Target lawsuit could be a test case; new wave of apps concerns blind users

May 8, 2006 12:00 PM ET

Computerworld - Bruce Sexton Jr. wants to be able to access the same Web content that anyone else can. Because he can't, he now finds himself at the center of a potentially precedent-setting legal fight over Web site accessibility.

Bruce Sexton Jr.
Bruce Sexton Jr.

Sexton, who is legally blind, relies on software that reads his PC's screen from left to right and top to bottom, skipping ahead when he uses keyboard-based shortcuts. When he visits Target Corp.'s Web site, a robotic voice announces staccato-style the presence of alternative text to describe images of the retailer's logo and its "Target dog" mascot.

But the screen-reader software doesn't read the weekly list of special offers on Target's Web site, Sexton said. He can't tell whether the numbers he hears on other parts of the home page correspond to products, files or something else. Deeper into the site, he doesn't know which item goes with which price. "It's difficult to find anything," Sexton said. As a result, he no longer tries to buy goods from the Target site, which for a long time he couldn't do anyway because, he said, it required the use of a mouse.

Sexton has joined the National Federation of the Blind (NFB) as a plaintiff in a lawsuit that charges Target with violating the federal Americans With Disabilities Act (ADA) and California's Unruh Civil Rights Act and Disabled Persons Act.

The lawsuit, scheduled for a hearing next month at U.S. District Court in San Francisco, could have a broad impact because Target's site is hardly the only one that could be accused of having access barriers, according to attorneys for the plaintiffs.

Web 2.0 Challenge

The move from text-based to visually oriented Web content has been tough on the blind, and now there's a new threat on the horizon. The shift to dynamic "Web 2.0" technology, which Gartner Inc. predicts will be pervasive by the end of next year, could exacerbate the problem of inaccessible sites.

A Web 2.0 application might make use of Asynchronous JavaScript and XML (AJAX) and Dynamic HTML to update information in a table without having to refresh an entire Web page. But screen readers, magnifiers and other assistive technology may not know which parts of the page have changed unless developers take steps to make sure the tools can glean that information.

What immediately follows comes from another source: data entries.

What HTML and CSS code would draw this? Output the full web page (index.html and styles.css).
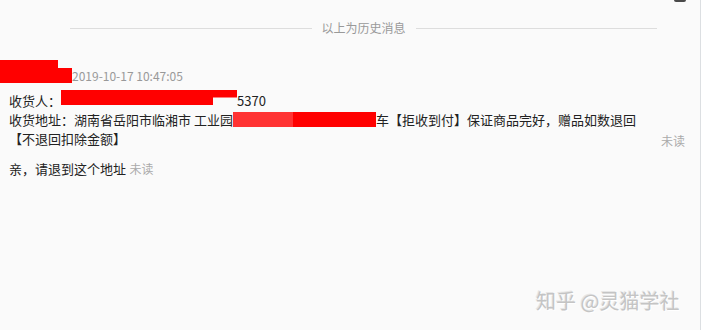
FILE: index.html
```html
<!DOCTYPE html>
<html lang="zh-CN">
<head>
<meta charset="utf-8">
<title>消息</title>
<link rel="stylesheet" href="styles.css">
</head>
<body>
<div class="app">
  <div class="top-mark"></div>
  <div class="divider">
    <span class="line"></span>
    <span class="divider-text">以上为历史消息</span>
    <span class="line"></span>
  </div>

  <div class="msg-head">
    <span class="redact-name"></span>
    <span class="time">2019-10-17 10:47:05</span>
  </div>

  <div class="msg-row">
    <div class="msg-text">
      收货人：<span class="redact redact-phone"></span>5370<br>
      收货地址：湖南省岳阳市临湘市 工业园<span class="redact redact-addr"></span>车【拒收到付】保证商品完好，赠品如数退回<br>
      【不退回扣除金额】
    </div>
    <span class="status">未读</span>
  </div>

  <div class="msg-row2">
    <span class="msg-text2">亲，请退到这个地址</span> <span class="status2">未读</span>
  </div>

  <div class="watermark">知乎 @灵猫学社</div>
</div>
</body>
</html>
```

FILE: styles.css
```css
html, body {
  margin: 0;
  padding: 0;
  background: #ffffff;
}

body {
  width: 702px;
  height: 330px;
  overflow: hidden;
  font-family: "Noto Sans CJK SC", "Liberation Sans", sans-serif;
}

.app {
  position: relative;
  width: 700px;
  height: 330px;
  background: #fafafa;
  border-right: 1px solid #dcdfe2;
}

.top-mark {
  position: absolute;
  left: 674px;
  top: 0;
  width: 12px;
  height: 2px;
  background: #4a4a4a;
  border-radius: 0 0 3px 3px;
}

.divider {
  display: flex;
  align-items: center;
  height: 20px;
  padding-top: 18px;
  margin: 0 43px 0 70px;
}

.divider .line {
  flex: 1;
  height: 1px;
  background: #dddddd;
}

.divider-text {
  padding: 0 10px;
  font-size: 12px;
  line-height: 20px;
  color: #999999;
}

.msg-head {
  display: flex;
  align-items: flex-end;
  margin-top: 22px;
  height: 23px;
}

.redact-name {
  display: inline-block;
  width: 72px;
  height: 23px;
  background:
    linear-gradient(#ff0000, #ff0000) 0 0 / 58px 17px no-repeat,
    linear-gradient(#ff0000, #ff0000) 0 8px / 72px 15px no-repeat;
}

.time {
  font-size: 12px;
  line-height: 16px;
  color: #999999;
  margin-bottom: -1px;
}

.msg-row {
  display: flex;
  align-items: flex-end;
  margin-top: 8px;
  padding: 0 15px 0 9px;
}

.msg-text {
  font-size: 13px;
  line-height: 19px;
  color: #222222;
}

.redact {
  display: inline-block;
  vertical-align: top;
  height: 15px;
}

.redact-phone {
  width: 176px;
  margin-top: -1px;
  background:
    linear-gradient(#ff0000, #ff0000) 0 0 / 152px 100% no-repeat,
    linear-gradient(#ff0000, #ff0000) 0 0 / 100% 50% no-repeat;
}

.redact-addr {
  width: 143px;
  margin-top: 2px;
  background:
    linear-gradient(#ff3333, #ff3333) 0 0 / 60px 100% no-repeat,
    linear-gradient(#ff0000, #ff0000) 0 0 / 100% 100% no-repeat;
}

.status {
  margin-left: auto;
  font-size: 12px;
  line-height: 19px;
  color: #aaaaaa;
  margin-bottom: -2px;
}

.msg-row2 {
  margin-top: 10px;
  padding-left: 9px;
  line-height: 19px;
}

.msg-text2 {
  font-size: 13px;
  color: #222222;
}

.status2 {
  font-size: 12px;
  color: #aaaaaa;
}

.watermark {
  position: absolute;
  left: 536px;
  top: 288px;
  font-size: 20px;
  line-height: 26px;
  color: #c4c4c4;
  text-shadow: 1px 1px 0 #ffffff, -1px -1px 0 #e6e6e6;
  white-space: nowrap;
}
```
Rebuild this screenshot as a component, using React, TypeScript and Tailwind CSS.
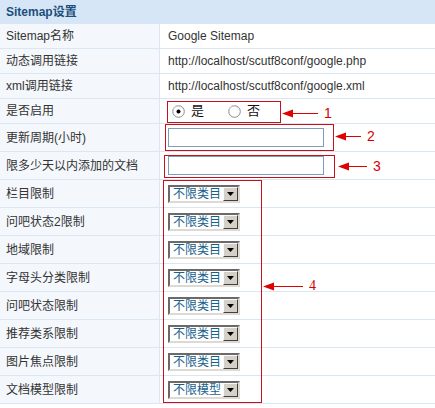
import React from "react";

const FONT = '"Liberation Sans", "Noto Sans CJK SC", Arial, sans-serif';

type Row = { label: string; kind: "text" | "radio" | "input" | "select"; value?: string; tall?: boolean };

const rows: Row[] = [
  { label: "Sitemap名称", kind: "text", value: "Google Sitemap" },
  { label: "动态调用链接", kind: "text", value: "http://localhost/scutf8conf/google.php" },
  { label: "xml调用链接", kind: "text", value: "http://localhost/scutf8conf/google.xml" },
  { label: "是否启用", kind: "radio" },
  { label: "更新周期(小时)", kind: "input", tall: true },
  { label: "限多少天以内添加的文档", kind: "input", tall: true },
  { label: "栏目限制", kind: "select", value: "不限类目", tall: true },
  { label: "问吧状态2限制", kind: "select", value: "不限类目", tall: true },
  { label: "地域限制", kind: "select", value: "不限类目", tall: true },
  { label: "字母头分类限制", kind: "select", value: "不限类目", tall: true },
  { label: "问吧状态限制", kind: "select", value: "不限类目", tall: true },
  { label: "推荐类系限制", kind: "select", value: "不限类目", tall: true },
  { label: "图片焦点限制", kind: "select", value: "不限类目", tall: true },
  { label: "文档模型限制", kind: "select", value: "不限模型", tall: true },
];

function Radio({ checked }: { checked?: boolean }) {
  return (
    <svg width="13" height="13" viewBox="0 0 13 13" className="shrink-0">
      <circle cx="6.5" cy="6.5" r="5.8" fill="#fff" stroke="#8a8a8a" strokeWidth="1" />
      <path d="M2.4 9.6 A5 5 0 0 1 9.6 2.4" fill="none" stroke="#c8c8c8" strokeWidth="1" />
      {checked && <circle cx="6.5" cy="6.5" r="2" fill="#000" />}
    </svg>
  );
}

function Select({ value }: { value: string }) {
  return (
    <div className="flex h-[18px] w-[72px] border-2 border-t-[#6a6a6a] border-l-[#6a6a6a] border-b-[#dedad2] border-r-[#dedad2] bg-white">
      <div className="flex-1 pl-[3px] text-[12px] leading-[14px] text-[#17608c]">{value}</div>
      <div className="flex h-[14px] w-[15px] items-center justify-center border border-t-[#fafafa] border-l-[#fafafa] border-b-[#404040] border-r-[#404040] bg-[#d4d0c8]">
        <svg width="7" height="4" viewBox="0 0 7 4">
          <path d="M0 0 H7 L3.5 4 Z" fill="#000" />
        </svg>
      </div>
    </div>
  );
}

function Arrow({ left, top, len, num, serif }: { left: number; top: number; len: number; num: string; serif?: boolean }) {
  return (
    <div className="absolute flex items-center" style={{ left, top }}>
      <svg width={len} height="9" viewBox={`0 0 ${len} 9`}>
        <path d="M0 4.5 L11 0.5 L11 8.5 Z" fill="#e00000" />
        <line x1="10" y1="4.5" x2={len} y2="4.5" stroke="#e00000" strokeWidth="1" />
      </svg>
      <span
        className="ml-[6px] text-[14px] leading-[14px] text-[#d40000]"
        style={{ fontFamily: serif ? '"Liberation Serif", serif' : '"Liberation Sans", sans-serif' }}
      >
        {num}
      </span>
    </div>
  );
}

export default function App() {
  return (
    <div className="relative h-[408px] w-[435px] overflow-hidden bg-white" style={{ fontFamily: FONT }}>
      <div className="flex h-[24px] items-center bg-[#d6e6f6] pl-[6px] text-[12px] font-bold text-[#1c4f7c]">
        Sitemap设置
      </div>
      {rows.map((r, i) => (
        <div
          key={i}
          className={`flex border-b border-[#dae7f3] ${r.tall ? "h-[28px]" : "h-[25px]"}`}
        >
          <div className="flex w-[160px] shrink-0 items-center border-r border-[#dae7f3] bg-[#f4f8fc] pl-[6px] text-[12px] text-[#333]">
            {r.label}
          </div>
          <div className="flex flex-1 items-center pl-[8px] text-[12px] text-[#333]">
            {r.kind === "text" && <span>{r.value}</span>}
            {r.kind === "radio" && (
              <div className="flex items-center pl-[4px]">
                <Radio checked />
                <span className="ml-[6px] text-[13px] text-[#111]">是</span>
                <span className="ml-[24px]" />
                <Radio />
                <span className="ml-[6px] text-[13px] text-[#111]">否</span>
              </div>
            )}
            {r.kind === "input" && (
              <div className="h-[19px] w-[156px] border border-[#7f9db9] bg-white" />
            )}
            {r.kind === "select" && <Select value={r.value!} />}
          </div>
        </div>
      ))}

      {/* red annotation frames */}
      <div className="absolute left-[167px] top-[101px] h-[22px] w-[114px] border border-[#c8101a]" />
      <div className="absolute left-[165px] top-[124px] h-[27px] w-[169px] border border-[#c8101a]" />
      <div className="absolute left-[164px] top-[155px] h-[23px] w-[171px] border border-[#c8101a]" />
      <div className="absolute left-[163px] top-[180px] h-[223px] w-[99px] border border-[#c8101a]" />

      <Arrow left={282} top={106} len={36} num="1" />
      <Arrow left={335} top={129} len={26} num="2" />
      <Arrow left={338} top={159} len={29} num="3" />
      <Arrow left={263} top={279} len={40} num="4" serif />
    </div>
  );
}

Jeff Bishop, an application systems analyst at the University of Arizona in Tucson
Jeff Bishop, an application systems analyst at the University of Arizona in Tucson

"It's very, very, very scary," said Jeff Bishop, an application systems analyst at the University of Arizona in Tucson. "Before, so what? You had a missing [alternative-text] tag, but at least you knew there was an image. You could click on it, and maybe you could figure out what it was. Now, you don't even know where to click. You don't know how to interact."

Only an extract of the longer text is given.